Friday, December 20, 2019


Where did I get it? Netgalley, so thank you very much to Abrams Books for their permission for me to read this. You probably remember I read The Summer of Jordan Perez last summer and loved it, so I was really excited to read something else by Amy. She had an essay in The (Other) F Word, too.

What's it about? It's about the breakdown of a friendship between two girls who have been best friends since kindergarten. James and Kat are very different people, but have always been best friends, until senior year of high school when things start to fall apart between them for a number of reasons. 

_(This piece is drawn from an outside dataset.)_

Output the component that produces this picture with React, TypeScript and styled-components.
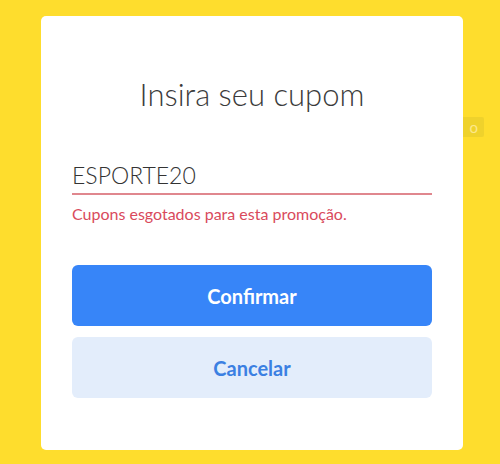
import React from "react";
import styled, { createGlobalStyle } from "styled-components";

const GlobalStyle = createGlobalStyle`
  html, body {
    margin: 0;
    padding: 0;
    background: #fedd2d;
    font-family: Lato, "Open Sans", "Liberation Sans", sans-serif;
  }
`;

const Page = styled.div`
  position: relative;
  width: 500px;
  height: 464px;
  overflow: hidden;
  padding: 16px 0 0 41px;
  box-sizing: border-box;
`;

// button of the page underneath, mostly hidden by the modal
const BehindChip = styled.div`
  position: absolute;
  top: 117px;
  left: 440px;
  width: 44px;
  height: 20px;
  border-radius: 2px;
  background: #efd22c;
  color: #fde88a;
  font-size: 15px;
  line-height: 20px;
  text-align: right;
  padding-right: 6px;
  box-sizing: border-box;
`;

const Card = styled.div`
  position: relative;
  width: 422px;
  height: 434px;
  background: #fff;
  border-radius: 5px;
  padding: 60px 31px 0;
  box-sizing: border-box;
  display: flex;
  flex-direction: column;
`;

const Title = styled.h2`
  margin: 0;
  text-align: center;
  font-size: 31px;
  line-height: 36px;
  font-weight: 300;
  color: #3b3b3b;
`;

const Input = styled.input`
  margin-top: 46px;
  border: none;
  border-bottom: 2px solid #e0878e;
  outline: none;
  padding: 0 0 2px;
  height: 33px;
  font-family: inherit;
  font-size: 23px;
  font-weight: 300;
  color: #333;
  background: transparent;
`;

const ErrorText = styled.p`
  margin: 10px 0 0;
  font-size: 16px;
  line-height: 18px;
  color: #d94a5c;
`;

const Actions = styled.div`
  margin-top: 42px;
  display: flex;
  flex-direction: column;
  gap: 11px;
`;

const Button = styled.button<{ $variant: "primary" | "secondary" }>`
  height: 61px;
  border: none;
  border-radius: 6px;
  font-family: inherit;
  font-size: 20px;
  font-weight: 700;
  cursor: pointer;
  background: ${(p) => (p.$variant === "primary" ? "#3785f8" : "#e3edfb")};
  color: ${(p) => (p.$variant === "primary" ? "#fff" : "#3b80e2")};
`;

export default function App() {
  return (
    <>
      <GlobalStyle />
      <Page>
        <BehindChip>o</BehindChip>
        <Card>
          <Title>Insira seu cupom</Title>
          <Input defaultValue="ESPORTE20" />
          <ErrorText>Cupons esgotados para esta promoção.</ErrorText>
          <Actions>
            <Button $variant="primary">Confirmar</Button>
            <Button $variant="secondary">Cancelar</Button>
          </Actions>
        </Card>
      </Page>
    </>
  );
}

The story is told in a dual narrative from both girls' points of view. James' point of view goes backwards in time, from the summer after graduation back to the previous September. In the summer, she is living with her dad as her mum has moved out and is seeing someone else. She hasn't told Kat that her parents are divorcing. Kat finds out at graduation. James had had this boyfriend called Logan who went to UCLA the previous year and although they had planned to go long distance, James broke up with him and Kat doesn't know exactly know why that's happened either. James has also decided to go to a different college than the out-of-state one she had said, which, it becomes clear, is partly due to money, which is something that Kat doesn't really have to worry about. James is a runner and has made new friends who also do track and field with her.

Meanwhile, Kat's point of view chapters are told forwards, from the beginning of senior year until the summer. At the beginning, she has a boyfriend, Matty, only she discovers he has cheated on her so the two of them break up. Kat makes a new friend, Quinn, and then the two of them start going out together, as Kat realises she is bisexual. She really wants to go to the same college as Quinn and it becomes a bit of an obsession, as does becoming prom queen. Her mother died a couple of years ago and her dad has started seeing someone and Kat at first finds that hard to deal with. 

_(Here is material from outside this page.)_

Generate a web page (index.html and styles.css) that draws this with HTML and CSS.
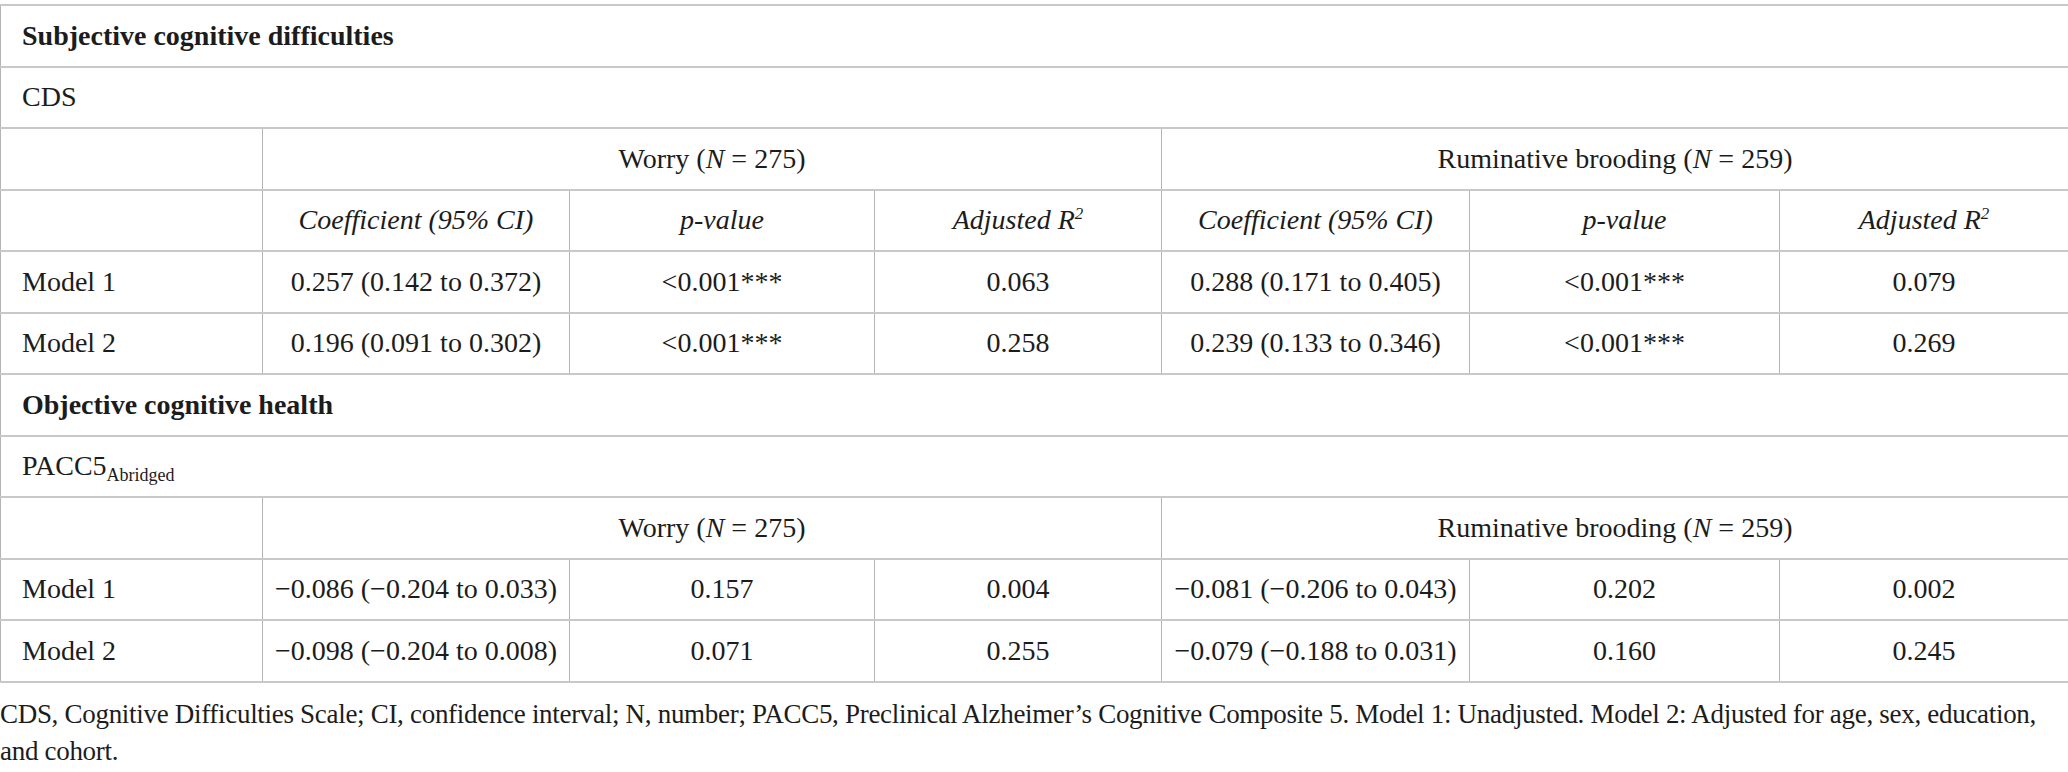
FILE: index.html
```html
<!DOCTYPE html>
<html lang="en">
<head>
    <meta charset="UTF-8">
    <title>Regression results</title>
    <link rel="stylesheet" href="styles.css">
</head>
<body>
    <table class="results">
        <colgroup>
            <col class="c-label">
            <col class="c-coef">
            <col class="c-p">
            <col class="c-r2">
            <col class="c-coef2">
            <col class="c-p2">
            <col class="c-r22">
        </colgroup>
        <tbody>
            <tr><td colspan="7" class="section">Subjective cognitive difficulties</td></tr>
            <tr><td colspan="7" class="measure">CDS</td></tr>
            <tr>
                <td></td>
                <td colspan="3">Worry (<i>N</i> = 275)</td>
                <td colspan="3">Ruminative brooding (<i>N</i> = 259)</td>
            </tr>
            <tr class="head">
                <td></td>
                <td>Coefficient (95% CI)</td>
                <td>p-value</td>
                <td>Adjusted R<sup>2</sup></td>
                <td>Coefficient (95% CI)</td>
                <td>p-value</td>
                <td>Adjusted R<sup>2</sup></td>
            </tr>
            <tr>
                <td class="measure">Model 1</td>
                <td>0.257 (0.142 to 0.372)</td>
                <td>&lt;0.001***</td>
                <td>0.063</td>
                <td>0.288 (0.171 to 0.405)</td>
                <td>&lt;0.001***</td>
                <td>0.079</td>
            </tr>
            <tr>
                <td class="measure">Model 2</td>
                <td>0.196 (0.091 to 0.302)</td>
                <td>&lt;0.001***</td>
                <td>0.258</td>
                <td>0.239 (0.133 to 0.346)</td>
                <td>&lt;0.001***</td>
                <td>0.269</td>
            </tr>
            <tr><td colspan="7" class="section">Objective cognitive health</td></tr>
            <tr><td colspan="7" class="measure">PACC5<sub>Abridged</sub></td></tr>
            <tr>
                <td></td>
                <td colspan="3">Worry (<i>N</i> = 275)</td>
                <td colspan="3">Ruminative brooding (<i>N</i> = 259)</td>
            </tr>
            <tr>
                <td class="measure">Model 1</td>
                <td>−0.086 (−0.204 to 0.033)</td>
                <td>0.157</td>
                <td>0.004</td>
                <td>−0.081 (−0.206 to 0.043)</td>
                <td>0.202</td>
                <td>0.002</td>
            </tr>
            <tr>
                <td class="measure">Model 2</td>
                <td>−0.098 (−0.204 to 0.008)</td>
                <td>0.071</td>
                <td>0.255</td>
                <td>−0.079 (−0.188 to 0.031)</td>
                <td>0.160</td>
                <td>0.245</td>
            </tr>
        </tbody>
    </table>

    <p class="note">CDS, Cognitive Difficulties Scale; CI, confidence interval; N, number; PACC5, Preclinical Alzheimer’s Cognitive Composite 5. Model 1: Unadjusted. Model 2: Adjusted for age, sex, education, and cohort.</p>
</body>
</html>
```

FILE: styles.css
```css
body {
    margin: 0;
    padding-top: 4px;
    font-family: 'Liberation Serif', 'Times New Roman', serif;
    font-size: 28px;
    color: #1c1c1c;
    background: #fff;
}

.results {
    width: 2068px;
    border-collapse: collapse;
    table-layout: fixed;
}

.c-label { width: 262px; }
.c-coef { width: 307px; }
.c-p { width: 305px; }
.c-r2 { width: 287px; }
.c-coef2 { width: 308px; }
.c-p2 { width: 310px; }
.c-r22 { width: 289px; }

.results td {
    height: 59.5px;
    padding: 0;
    text-align: center;
    vertical-align: middle;
    white-space: nowrap;
    border-top: 2px solid #c8c8c8;
    border-bottom: 2px solid #c8c8c8;
    border-left: 1px solid #b4b4b4;
    border-right: 1px solid #b4b4b4;
}

.results td.section,
.results td.measure {
    text-align: left;
    padding-left: 21px;
}

.section {
    font-weight: bold;
}

.head td {
    font-style: italic;
}

sup {
    font-size: 17px;
    line-height: 0;
    vertical-align: 10px;
}

sub {
    font-size: 18px;
    line-height: 0;
    vertical-align: -6px;
}

.note {
    margin: 13px 0 0;
    padding-right: 4px;
    line-height: 37px;
    font-size: 27px;
    letter-spacing: -0.3px;
}
```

I liked both girls. I thought James was a bit straightlaced and uptight at times, and maybe needed to just worry a bit less. I found Kat quite overwhelming and annoying, but also think I'm quite like Kat so I understood where she was coming from. I thought the dual narrative worked for the most part, but there were a couple of places where it confused me, and where, by the end, I couldn't remember what had happened at the beginning that the other one was just now finding out about. That was the downside of it for me, but it is an interesting way to tell a story. 

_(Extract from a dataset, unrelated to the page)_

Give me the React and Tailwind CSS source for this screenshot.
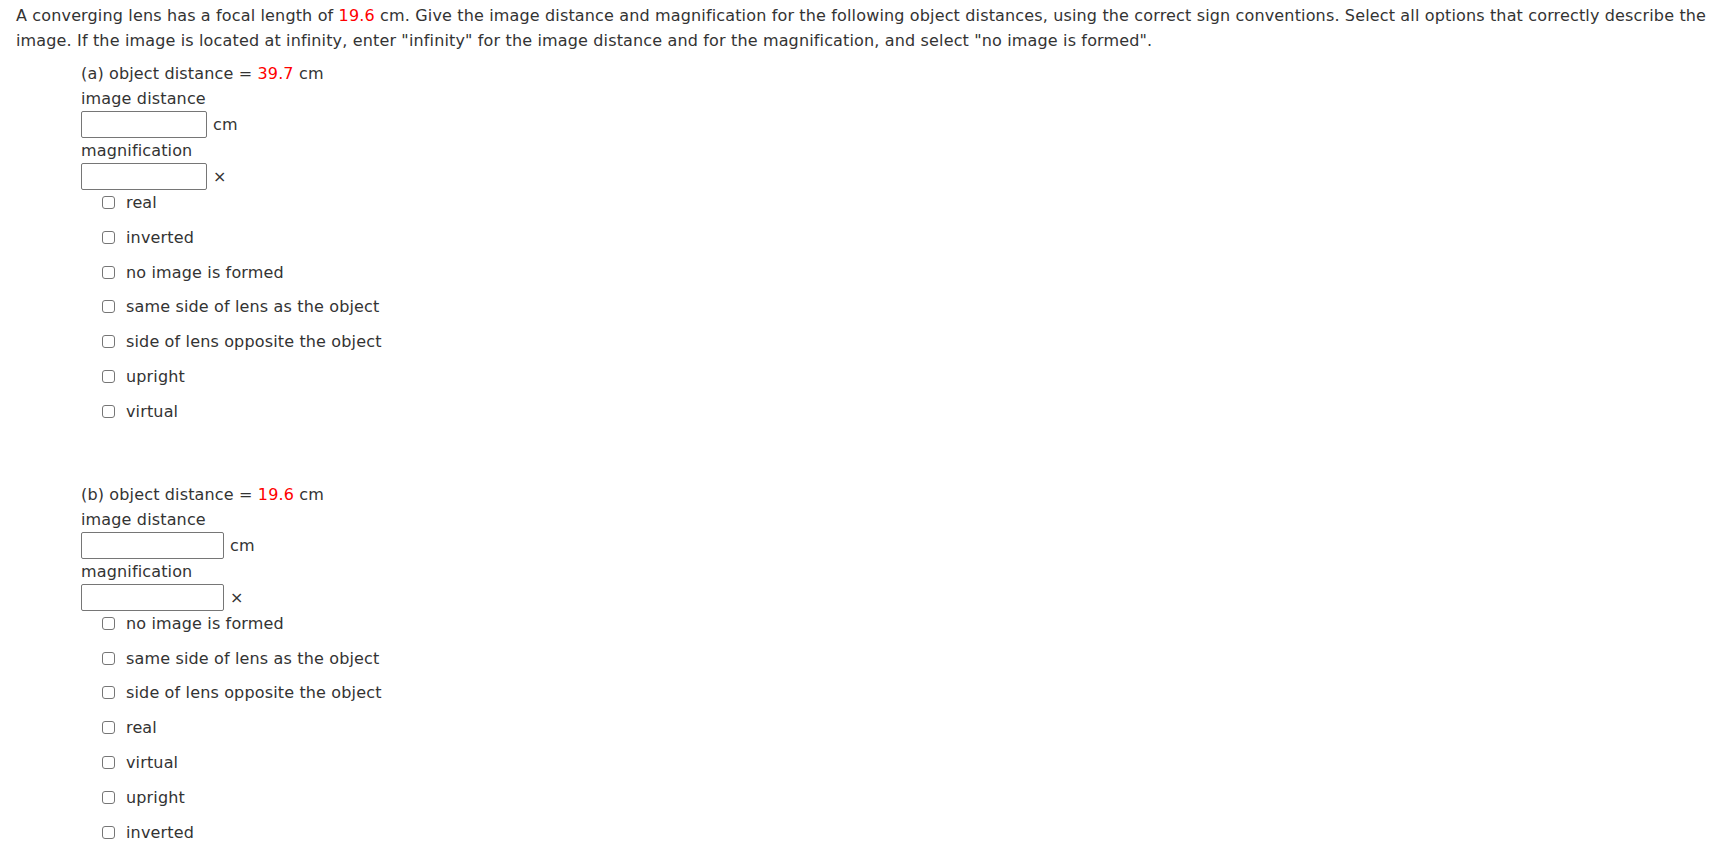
const Red = ({ children }) => <span className="text-[#ff0000]">{children}</span>;

const Field = ({ width, unit }) => (
  <div className="flex items-center h-[27px]">
    <input
      type="text"
      className={`${width} h-[27px] border border-[#767676] rounded-[2px] bg-white outline-none px-1`}
    />
    <span className="ml-[6px]">{unit}</span>
  </div>
);

const Option = ({ label }) => (
  <label className="flex items-center h-[25px] pl-[21px]">
    <span className="w-[13px] h-[13px] border border-[#767676] rounded-[3px] bg-white flex-shrink-0" />
    <span className="ml-[11px]">{label}</span>
  </label>
);

const Part = ({ letter, distance, width, options, className = "" }) => (
  <div className={`pl-[81px] ${className}`}>
    <p>
      ({letter}) object distance = <Red>{distance}</Red> cm
    </p>
    <p>image distance</p>
    <Field width={width} unit="cm" />
    <p>magnification</p>
    <Field width={width} unit="×" />
    <div className="flex flex-col gap-[9.8px]">
      {options.map((o) => (
        <Option key={o} label={o} />
      ))}
    </div>
  </div>
);

export default function App() {
  return (
    <div className="min-h-screen bg-white text-[#333333] text-[16px] leading-[25px] tracking-[0.15px] font-['Verdana','DejaVu_Sans',sans-serif] pt-[3px]">
      <p className="pl-[16px] pr-[8px]">
        A converging lens has a focal length of <Red>19.6</Red> cm. Give the image distance and
        magnification for the following object distances, using the correct sign conventions.
        Select all options that correctly describe the image. If the image is located at
        infinity, enter "infinity" for the image distance and for the magnification, and select
        "no image is formed".
      </p>
      <Part
        className="mt-[8px]"
        letter="a"
        distance="39.7"
        width="w-[126px]"
        options={[
          "real",
          "inverted",
          "no image is formed",
          "same side of lens as the object",
          "side of lens opposite the object",
          "upright",
          "virtual",
        ]}
      />
      <Part
        className="mt-[58px]"
        letter="b"
        distance="19.6"
        width="w-[143px]"
        options={[
          "no image is formed",
          "same side of lens as the object",
          "side of lens opposite the object",
          "real",
          "virtual",
          "upright",
          "inverted",
        ]}
      />
    </div>
  );
}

I also thought Quinn was a bit one dimensional. Even when she's trying to tell Kat that she isn't perfect and Kat is making her out to be (which was very much true!) it just didn't ring quite right for me. 

Kat doesn't seem to understand a lot of times that James wants the two of them to hang out together without Quinn, and this would have absolutely driven me mad, too. But neither of them really uses their words. I had a friendship break up when I was around the same age, and it was horrible, so I really understand the book from that point of view. I also thought that the stuff about Kat's grief after her mother has died and now that her dad is seeing someone else is extremely well written and believable. 

What age range is it for? Fourteen and above

Are any main characters LGBTQ+? Yeah, Kat, obviously. I thought this was actually told in a really nice way, and even though Kat hasn't really thought about sexuality before, she's obviously within her rights to be kissed by Quinn and then think, "Oh, this is actually really nice, maybe I'm bisexual". If she was straight except for Quinn, that would totally be okay too! Sexuality is fluid! More or less, I think everyone in the book understood this, even though James finds it a bit difficult to cope with. 

Are any main characters people of colour? No. 

Are any main characters disabled either mentally or physically? No 

Is there any sex stuff? Yes, there's quite a lot. It isn't graphic. 

Are drugs mentioned or used? No I don't think so. There's some drinking but no one is drunk. 

Is there any talk of death? A little bit about Kat's mum's death, it is a little graphic I guess. 

Are there swear words? Yeah a few. 

What criticisms do I have? I think I addressed them above. The forwards and backwards time stuff doesn't quite work for me. I had a couple of continuity issues, but they may have been worked out in the final edits of the book, so I'm not too worried about them. I think the worst bit was that Quinn just isn't a very developed character for me. James' ex, Logan, is better drawn - I liked him! I thought her reasons for breaking up with him were stupid!

Would I recommend the book? Yes, especially if you're a fan. 

Why did I choose to read it at this point in life? I was just really excited to! 

What do I think of the cover? I think this one isn't too eyecatching, but I've seen a couple around. 

What other books is it like? It reminded me of The Summer of Jordi Perez, although personally I think that is a better book. 

How many stars? Four out of five. 

We Used to be Friends will be published on 7th January 2020. I was given a free electronic copy of the novel but was not compensated in any other way for this post. All thoughts and opinions are my own.